Not every dog walker out there is the right fit for you and your pup. There are so many different personalities, methodologies, procedures, and policies. It can be a little overwhelming when you type “Toronto Dog Walker” into Google.
To make things a little easier for you, here are a few things to keep in mind when looking for a dog walker:
There are couple of ways that dog walkers operate. Some dog walkers have a vehicle, and some don’t. This will change the way their day runs. Do some research on different dog walkers before choosing one for you. Ask the dog walker how they do their walks; Do they walk around to clients houses and do a leash walk? Do they drive to pick up dogs and then go to an off-leash area? Do they do some kind of combination of the two? Do they do group walks, private walks, or both?
Organization is key. Almost literally. If we don’t organize the keys we have to clients’ homes, we could be in serious trouble. Ask a potential dog walker how they keep organized. Where do they keep keys? What measured do they take to stay on top of scheduling?
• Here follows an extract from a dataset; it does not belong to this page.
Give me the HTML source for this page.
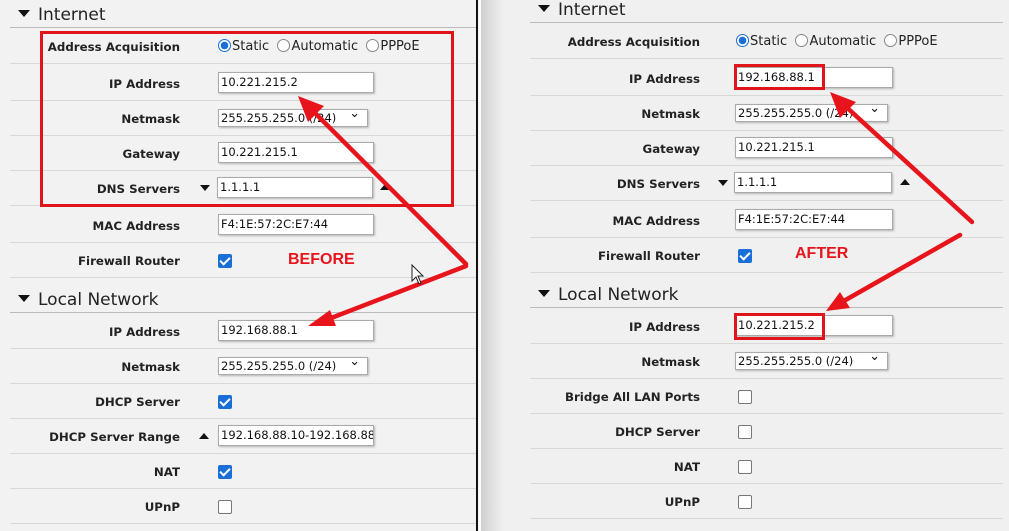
<!DOCTYPE html>
<html><head><style>
*{margin:0;padding:0;box-sizing:border-box}
body{width:1009px;height:531px;position:relative;overflow:hidden;background:#f2f2f2;font-family:"DejaVu Sans",sans-serif}
.a{position:absolute}
.lb{position:absolute;font:bold 11.8px "DejaVu Sans",sans-serif;color:#222;text-align:right;width:180px;line-height:14px}
.ln{position:absolute;height:1px;background:#d8d8d8}
.hd{position:absolute;font:17px "DejaVu Sans",sans-serif;color:#222;line-height:20px}
.hd:before{content:"";display:inline-block;width:0;height:0;border-left:6px solid transparent;border-right:6px solid transparent;border-top:7px solid #111;margin-right:8px;vertical-align:3px}
.hl{position:absolute;height:1px;background:#bbb}
.in{position:absolute;height:21px;background:#fff;border:1px solid #aaa;box-shadow:1px 1px 2px rgba(0,0,0,.25);font:11.5px "DejaVu Sans",sans-serif;line-height:19px;padding-left:2px;color:#111;overflow:hidden;white-space:nowrap}
.sel:after{content:"⌄";position:absolute;right:7px;top:-4px;font-size:13px}
.cb{position:absolute;width:14px;height:14px;border-radius:2px;background:#1a6fd6;}
.cb:after{content:"";position:absolute;left:4px;top:1px;width:4px;height:8px;border:solid #fff;border-width:0 2px 2px 0;transform:rotate(45deg)}
.cu{position:absolute;width:14px;height:14px;border-radius:2px;border:1.5px solid #777;background:#fff}
.rd{position:absolute;font:13px "DejaVu Sans",sans-serif;color:#222;line-height:15px;white-space:nowrap}
.ro,.rf{display:inline-block;width:13px;height:13px;border-radius:50%;border:1px solid #888;vertical-align:-2px;margin-right:1px;background:#fff}
.rf{border:1.5px solid #1a6fd6;background:radial-gradient(#1a6fd6 0 3.5px,#fff 4px)}
.tu,.td{position:absolute;width:0;height:0;border-left:5px solid transparent;border-right:5px solid transparent}
.td{border-top:6px solid #111}.tu{border-bottom:6px solid #111}
.rb{position:absolute;border:3px solid #e0141b}
.tx{position:absolute;font:bold 16px "Liberation Sans",sans-serif;color:#e8141b}
</style></head><body>
<div class="a" style="left:476px;top:0;width:2px;height:531px;background:#111"></div>
<div class="a" style="left:478px;top:0;width:3px;height:531px;background:#fafafa"></div>
<div class="a" style="left:481px;top:0;width:22px;height:531px;background:linear-gradient(90deg,#cfcfcf,#f0f0f0)"></div>
<div class="a" style="left:503px;top:0;width:506px;height:531px;background:#f0f0f0"></div>

<!-- LEFT -->
<div class="hd" style="left:18px;top:5px">Internet</div>
<div class="hl" style="left:10px;top:27px;width:466px"></div>
<div class="lb" style="left:0;top:40px">Address Acquisition</div>
<div class="rd" style="left:218px;top:39px"><span class="rf"></span>Static &nbsp;<span class="ro"></span>Automatic &nbsp;<span class="ro"></span>PPPoE</div>
<div class="ln" style="left:10px;top:63px;width:466px"></div>
<div class="lb" style="left:0;top:77px">IP Address</div>
<div class="in" style="left:218px;top:72px;width:156px">10.221.215.2</div>
<div class="ln" style="left:10px;top:100px;width:466px"></div>
<div class="lb" style="left:0;top:112px">Netmask</div>
<div class="in sel" style="left:218px;top:109px;width:150px;height:18px;line-height:16px">255.255.255.0 (/24)</div>
<div class="ln" style="left:10px;top:135px;width:466px"></div>
<div class="lb" style="left:0;top:147px">Gateway</div>
<div class="in" style="left:218px;top:142px;width:156px">10.221.215.1</div>
<div class="ln" style="left:10px;top:170px;width:466px"></div>
<div class="lb" style="left:0;top:182px">DNS Servers</div>
<div class="td" style="left:200px;top:185px"></div>
<div class="in" style="left:217px;top:177px;width:156px">1.1.1.1</div>
<div class="tu" style="left:380px;top:184px"></div>
<div class="ln" style="left:10px;top:205px;width:466px"></div>
<div class="lb" style="left:0;top:219px">MAC Address</div>
<div class="in" style="left:218px;top:214px;width:156px">F4:1E:57:2C:E7:44</div>
<div class="ln" style="left:10px;top:242px;width:466px"></div>
<div class="lb" style="left:0;top:254px">Firewall Router</div>
<div class="cb" style="left:218px;top:254px"></div>
<div class="tx" style="left:288px;top:251px">BEFORE</div>
<div class="ln" style="left:10px;top:277px;width:466px"></div>
<div class="hd" style="left:18px;top:290px">Local Network</div>
<div class="hl" style="left:10px;top:312px;width:466px"></div>
<div class="lb" style="left:0;top:325px">IP Address</div>
<div class="in" style="left:218px;top:320px;width:156px">192.168.88.1</div>
<div class="ln" style="left:10px;top:348px;width:466px"></div>
<div class="lb" style="left:0;top:360px">Netmask</div>
<div class="in sel" style="left:218px;top:357px;width:150px;height:18px;line-height:16px">255.255.255.0 (/24)</div>
<div class="ln" style="left:10px;top:383px;width:466px"></div>
<div class="lb" style="left:0;top:395px">DHCP Server</div>
<div class="cb" style="left:218px;top:395px"></div>
<div class="ln" style="left:10px;top:418px;width:466px"></div>
<div class="lb" style="left:0;top:430px">DHCP Server Range</div>
<div class="tu" style="left:199px;top:433px"></div>
<div class="in" style="left:218px;top:425px;width:156px">192.168.88.10-192.168.88</div>
<div class="ln" style="left:10px;top:453px;width:466px"></div>
<div class="lb" style="left:0;top:465px">NAT</div>
<div class="cb" style="left:218px;top:465px"></div>
<div class="ln" style="left:10px;top:488px;width:466px"></div>
<div class="lb" style="left:0;top:500px">UPnP</div>
<div class="cu" style="left:218px;top:500px"></div>
<div class="ln" style="left:10px;top:523px;width:466px"></div>
<div class="rb" style="left:40px;top:31px;width:414px;height:176px"></div>

<!-- RIGHT -->
<div class="hd" style="left:538px;top:0px">Internet</div>
<div class="hl" style="left:530px;top:22px;width:473px"></div>
<div class="lb" style="left:520px;top:35px">Address Acquisition</div>
<div class="rd" style="left:736px;top:34px"><span class="rf"></span>Static &nbsp;<span class="ro"></span>Automatic &nbsp;<span class="ro"></span>PPPoE</div>
<div class="ln" style="left:530px;top:58px;width:473px"></div>
<div class="lb" style="left:520px;top:72px">IP Address</div>
<div class="in" style="left:735px;top:67px;width:158px">192.168.88.1</div>
<div class="ln" style="left:530px;top:95px;width:473px"></div>
<div class="lb" style="left:520px;top:107px">Netmask</div>
<div class="in sel" style="left:735px;top:104px;width:153px;height:18px;line-height:16px">255.255.255.0 (/24)</div>
<div class="ln" style="left:530px;top:130px;width:473px"></div>
<div class="lb" style="left:520px;top:142px">Gateway</div>
<div class="in" style="left:735px;top:137px;width:158px">10.221.215.1</div>
<div class="ln" style="left:530px;top:165px;width:473px"></div>
<div class="lb" style="left:520px;top:177px">DNS Servers</div>
<div class="td" style="left:718px;top:180px"></div>
<div class="in" style="left:734px;top:172px;width:158px">1.1.1.1</div>
<div class="tu" style="left:900px;top:179px"></div>
<div class="ln" style="left:530px;top:200px;width:473px"></div>
<div class="lb" style="left:520px;top:214px">MAC Address</div>
<div class="in" style="left:735px;top:209px;width:158px">F4:1E:57:2C:E7:44</div>
<div class="ln" style="left:530px;top:237px;width:473px"></div>
<div class="lb" style="left:520px;top:249px">Firewall Router</div>
<div class="cb" style="left:738px;top:249px"></div>
<div class="tx" style="left:795px;top:245px">AFTER</div>
<div class="ln" style="left:530px;top:272px;width:473px"></div>
<div class="hd" style="left:538px;top:285px">Local Network</div>
<div class="hl" style="left:530px;top:307px;width:473px"></div>
<div class="lb" style="left:520px;top:320px">IP Address</div>
<div class="in" style="left:735px;top:315px;width:158px">10.221.215.2</div>
<div class="ln" style="left:530px;top:343px;width:473px"></div>
<div class="lb" style="left:520px;top:355px">Netmask</div>
<div class="in sel" style="left:735px;top:352px;width:153px;height:18px;line-height:16px">255.255.255.0 (/24)</div>
<div class="ln" style="left:530px;top:378px;width:473px"></div>
<div class="lb" style="left:520px;top:390px">Bridge All LAN Ports</div>
<div class="cu" style="left:738px;top:390px"></div>
<div class="ln" style="left:530px;top:413px;width:473px"></div>
<div class="lb" style="left:520px;top:425px">DHCP Server</div>
<div class="cu" style="left:738px;top:425px"></div>
<div class="ln" style="left:530px;top:448px;width:473px"></div>
<div class="lb" style="left:520px;top:460px">NAT</div>
<div class="cu" style="left:738px;top:460px"></div>
<div class="ln" style="left:530px;top:483px;width:473px"></div>
<div class="lb" style="left:520px;top:495px">UPnP</div>
<div class="cu" style="left:738px;top:495px"></div>
<div class="ln" style="left:530px;top:518px;width:473px"></div>
<div class="rb" style="left:734px;top:64px;width:91px;height:26px"></div>
<div class="rb" style="left:734px;top:313px;width:91px;height:27px"></div>

<svg class="a" style="left:0;top:0" width="1009" height="531">
<g stroke="#e8141b" stroke-width="4.5" fill="#e8141b" stroke-linecap="round">
<line x1="466" y1="264" x2="312" y2="110"/>
<polygon points="298,96 324,106 308,122" stroke="none"/>
<line x1="466" y1="266" x2="326" y2="320"/>
<polygon points="308,326 330,310 336,326" stroke="none"/>
<line x1="972" y1="222" x2="843" y2="104"/>
<polygon points="830,92 856,102 840,118" stroke="none"/>
<line x1="960" y1="235" x2="842" y2="302"/>
<polygon points="826,311 840,292 850,308" stroke="none"/>
</g>
<path d="M412 265 L412 281 L416 277 L419 284 L421 283 L418 276 L423 276 Z" fill="#fff" stroke="#222" stroke-width="1"/>
</svg>
</body></html>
Some dog walkers have lots of time slots and service options for you and your pup. Some don’t! Before your meet and greet, decide what your needs are, and make them clear to the potential dog walker.
If you require different walks, at different times, on varying days and/or your schedule isn’t all that stable, make sure you check with your dog walker on their ability to fit your pup into their schedule at a moment’s notice. Also ask what their add-on and cancellation policy is.
While getting an experienced dog walker is a great thing, it isn’t always the end of the world if your pup goes to hang out with a new dog walker. The dog walking community is very supportive, and most dog walkers just getting into the business are ravenously researching new methods, equipment, and practices. However, go with an experience level that you are comfortable with. If your dog has any special needs, you may want to find a dog walker that has experience dealing with those needs.
Dog walking is a business practice when you get right down to it. So ask your potential dog walker about their policies. From bad weather, to emergencies, what is that dog walker prepared to follow through with, and how will they deal with abnormal situations?
Make sure your dog walker knows the law:
Any person walking more than 3 dogs needs to have a valid dog walker’s permit, and be registered through the city.
Dog walker’s insurance is required to get a dog walker’s permit.
The maximum number of dogs a dog walker can walk at one time is 6.
Ask a potential dog walker if they have their permit and insurance!
A dog walker that comes to a meet and greet prepared to answer any questions you have, that meets all of your criteria, and that makes you feel comfortable, is probably the right one for you.